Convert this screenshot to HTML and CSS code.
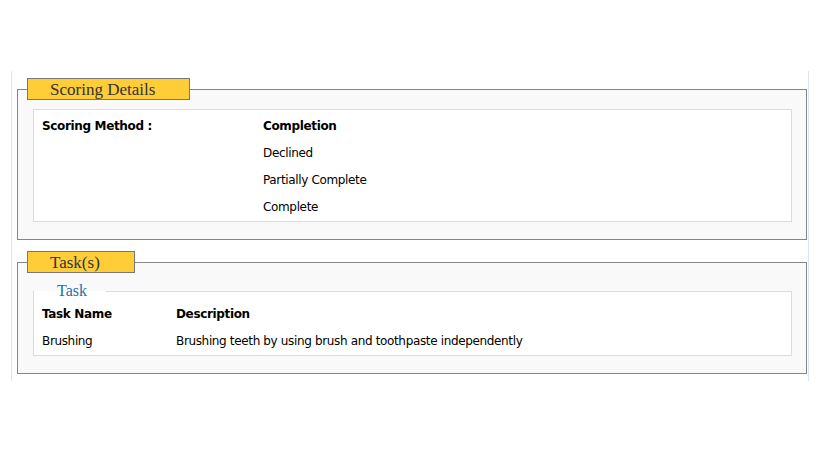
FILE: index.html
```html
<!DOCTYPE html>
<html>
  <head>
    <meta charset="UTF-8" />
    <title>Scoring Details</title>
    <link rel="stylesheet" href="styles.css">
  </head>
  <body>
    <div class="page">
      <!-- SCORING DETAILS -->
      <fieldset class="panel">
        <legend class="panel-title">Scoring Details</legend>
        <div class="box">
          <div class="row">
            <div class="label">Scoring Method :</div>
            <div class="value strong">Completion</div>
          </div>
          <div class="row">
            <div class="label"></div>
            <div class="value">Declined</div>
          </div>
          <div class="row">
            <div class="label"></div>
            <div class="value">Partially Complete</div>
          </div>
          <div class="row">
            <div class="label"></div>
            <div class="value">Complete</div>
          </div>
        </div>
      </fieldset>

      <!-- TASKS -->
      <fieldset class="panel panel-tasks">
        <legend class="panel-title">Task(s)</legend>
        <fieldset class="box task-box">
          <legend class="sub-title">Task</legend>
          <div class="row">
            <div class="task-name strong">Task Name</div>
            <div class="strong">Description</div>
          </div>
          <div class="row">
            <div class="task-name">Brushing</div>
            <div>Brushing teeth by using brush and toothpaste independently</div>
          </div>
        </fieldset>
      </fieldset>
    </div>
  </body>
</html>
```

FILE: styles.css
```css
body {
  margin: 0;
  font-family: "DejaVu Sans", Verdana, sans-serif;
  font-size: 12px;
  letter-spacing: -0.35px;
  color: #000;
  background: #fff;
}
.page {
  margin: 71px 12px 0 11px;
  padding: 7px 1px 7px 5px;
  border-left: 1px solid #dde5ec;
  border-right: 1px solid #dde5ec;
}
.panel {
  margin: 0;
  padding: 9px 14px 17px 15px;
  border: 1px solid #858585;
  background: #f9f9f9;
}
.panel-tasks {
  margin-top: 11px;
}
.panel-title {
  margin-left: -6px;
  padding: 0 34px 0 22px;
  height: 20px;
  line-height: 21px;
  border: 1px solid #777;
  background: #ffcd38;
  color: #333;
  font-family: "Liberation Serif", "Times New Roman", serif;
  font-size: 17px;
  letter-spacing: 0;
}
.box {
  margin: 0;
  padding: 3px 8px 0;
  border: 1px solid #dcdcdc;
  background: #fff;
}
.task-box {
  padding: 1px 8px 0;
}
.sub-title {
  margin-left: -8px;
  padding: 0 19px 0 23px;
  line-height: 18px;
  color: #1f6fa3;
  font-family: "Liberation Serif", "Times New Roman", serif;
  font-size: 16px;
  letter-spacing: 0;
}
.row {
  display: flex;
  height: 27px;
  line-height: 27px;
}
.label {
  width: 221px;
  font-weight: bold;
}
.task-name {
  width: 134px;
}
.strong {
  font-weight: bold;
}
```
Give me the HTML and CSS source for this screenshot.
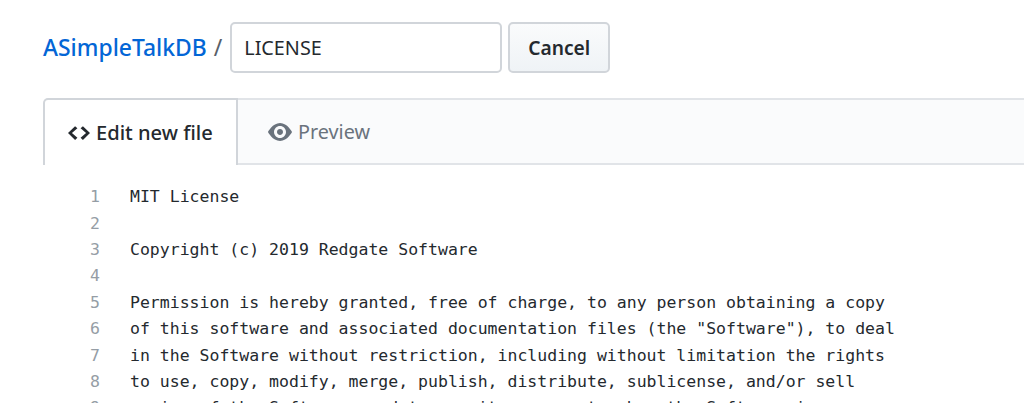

-------

Instructions to follow.
Make an exact copy of the records above, with the pictures left out.

Reply to the exercise.
Convert this screenshot to HTML and CSS code.
FILE: index.html
```html
<!DOCTYPE html>
<html>
  <head>
    <meta charset="UTF-8" />
    <title>Scoring Details</title>
    <link rel="stylesheet" href="styles.css">
  </head>
  <body>
    <div class="page">
      <!-- SCORING DETAILS -->
      <fieldset class="panel">
        <legend class="panel-title">Scoring Details</legend>
        <div class="box">
          <div class="row">
            <div class="label">Scoring Method :</div>
            <div class="value strong">Completion</div>
          </div>
          <div class="row">
            <div class="label"></div>
            <div class="value">Declined</div>
          </div>
          <div class="row">
            <div class="label"></div>
            <div class="value">Partially Complete</div>
          </div>
          <div class="row">
            <div class="label"></div>
            <div class="value">Complete</div>
          </div>
        </div>
      </fieldset>

      <!-- TASKS -->
      <fieldset class="panel panel-tasks">
        <legend class="panel-title">Task(s)</legend>
        <fieldset class="box task-box">
          <legend class="sub-title">Task</legend>
          <div class="row">
            <div class="task-name strong">Task Name</div>
            <div class="strong">Description</div>
          </div>
          <div class="row">
            <div class="task-name">Brushing</div>
            <div>Brushing teeth by using brush and toothpaste independently</div>
          </div>
        </fieldset>
      </fieldset>
    </div>
  </body>
</html>
```

FILE: styles.css
```css
body {
  margin: 0;
  font-family: "DejaVu Sans", Verdana, sans-serif;
  font-size: 12px;
  letter-spacing: -0.35px;
  color: #000;
  background: #fff;
}
.page {
  margin: 71px 12px 0 11px;
  padding: 7px 1px 7px 5px;
  border-left: 1px solid #dde5ec;
  border-right: 1px solid #dde5ec;
}
.panel {
  margin: 0;
  padding: 9px 14px 17px 15px;
  border: 1px solid #858585;
  background: #f9f9f9;
}
.panel-tasks {
  margin-top: 11px;
}
.panel-title {
  margin-left: -6px;
  padding: 0 34px 0 22px;
  height: 20px;
  line-height: 21px;
  border: 1px solid #777;
  background: #ffcd38;
  color: #333;
  font-family: "Liberation Serif", "Times New Roman", serif;
  font-size: 17px;
  letter-spacing: 0;
}
.box {
  margin: 0;
  padding: 3px 8px 0;
  border: 1px solid #dcdcdc;
  background: #fff;
}
.task-box {
  padding: 1px 8px 0;
}
.sub-title {
  margin-left: -8px;
  padding: 0 19px 0 23px;
  line-height: 18px;
  color: #1f6fa3;
  font-family: "Liberation Serif", "Times New Roman", serif;
  font-size: 16px;
  letter-spacing: 0;
}
.row {
  display: flex;
  height: 27px;
  line-height: 27px;
}
.label {
  width: 221px;
  font-weight: bold;
}
.task-name {
  width: 134px;
}
.strong {
  font-weight: bold;
}
```
Give me the HTML and CSS source for this screenshot.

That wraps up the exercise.